Trafficking has intensified as funding has shrunk. In 2024, an estimated 9,200 Rohingya attempted dangerous sea crossings toward Malaysia and Indonesia — the highest number in a decade, more than double the previous year, with at least 657 people drowned or missing. Forty percent of those who attempted the crossing were children. Young men, particularly, are targeted by traffickers demanding 400,000 taka (approximately USD 3,700) for passage to Malaysia, with families often forced to sell their remaining assets to pay ransoms when their relatives are held in trafficking camps along the Thailand-Malaysia border.

The Bangladesh government's restrictions — designed to prevent permanent local integration — have produced exactly the informal economy they sought to prevent. An estimated one-third of refugee households are involved in unofficial income sources, working as day labourers in nearby areas for wages well below local rates, operating small businesses inside the camps, or engaging in the informal market that has grown up around the humanitarian economy. The restrictions have simultaneously kept refugees legally precarious and economically invisible — unable to accumulate savings, access banking, or build the stability that would reduce dependency on aid.

The Host Community: Eight Years of Accumulated Pressure

Cox's Bazar district had a pre-crisis population of approximately 2.5 million. The arrival of nearly 1.2 million refugees — almost half the district's original population — has placed structural pressure on land, labour markets, and natural resources that eight years of humanitarian spending has not resolved.

The local fishing ban on the Naf River, implemented for security reasons, has reportedly left between 30,000 and 35,000 local fishermen without their primary livelihood.
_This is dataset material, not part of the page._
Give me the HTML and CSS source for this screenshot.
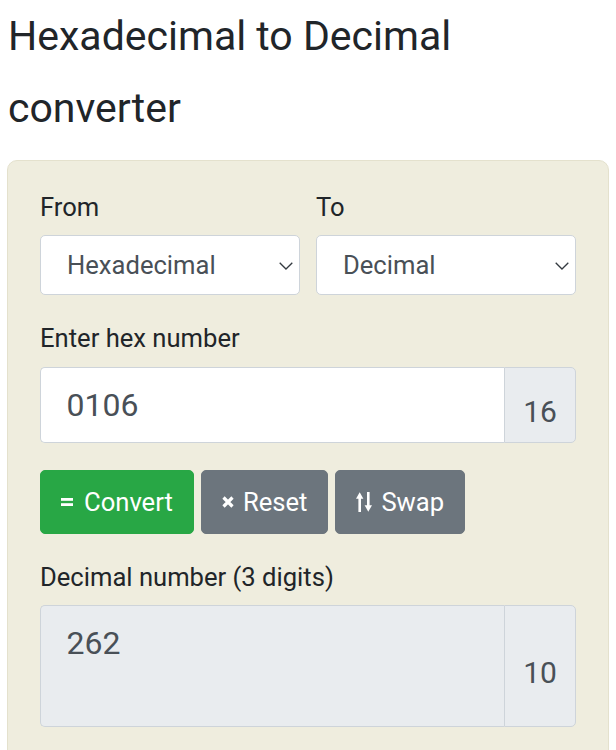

Competition from informal Rohingya labour has depressed wages in the surrounding agricultural and construction sectors. Forest land in the Teknaf Peninsula, including protected reserve areas, has been extensively cleared to accommodate camp expansion — an estimated 7,600 acres of forest lost since 2017, with downstream effects on biodiversity, water catchment, and landslide risk.

At the same time, the humanitarian economy has created a parallel set of beneficiaries: landlords renting accommodation to relief workers, transport operators, restaurants, and service providers whose income depends on the continued presence of an international humanitarian apparatus. Cox's Bazar has been simultaneously impoverished and economically reshaped by the crisis — a condition that makes the politics of any resolution genuinely complex for local communities.

What 2026 Looks Like Without a Solution

Eight years after the 2017 exodus, the structural logic of the Rohingya crisis has not changed. Bangladesh will not grant citizenship or permanent residency. Myanmar will not guarantee safety, rights, or citizenship for return. The international community will not fund the humanitarian response at the level required. And the Rohingya — 1.2 million people, more than half of them children who have grown up entirely inside these camps — have no legal pathway to any of the three durable solutions the international refugee system nominally provides: repatriation, local integration, or third-country resettlement.

The ICJ case, if it delivers a clear genocide ruling, will add legal weight to accountability demands. The political opening created by Bangladesh's interim government — greater flexibility on shelter, education, and livelihoods — represents real, if incremental, improvement in daily conditions. The Arakan Army's control of Rakhine State, if it eventually translates into a political arrangement that includes Rohingya rights, could theoretically create a repatriation pathway that did not exist under the military junta alone.

But none of these developments constitute a solution. They constitute adjustments to an unresolved crisis. The question for 2026 is not whether the Rohingya crisis will be solved. It is whether the international community will maintain enough funding to prevent the camps from becoming ungovernable — and whether Bangladesh, the country that has absorbed the largest refugee population relative to its own conditions in the world, will receive the sustained political and financial support that the scale of what it is managing actually requires.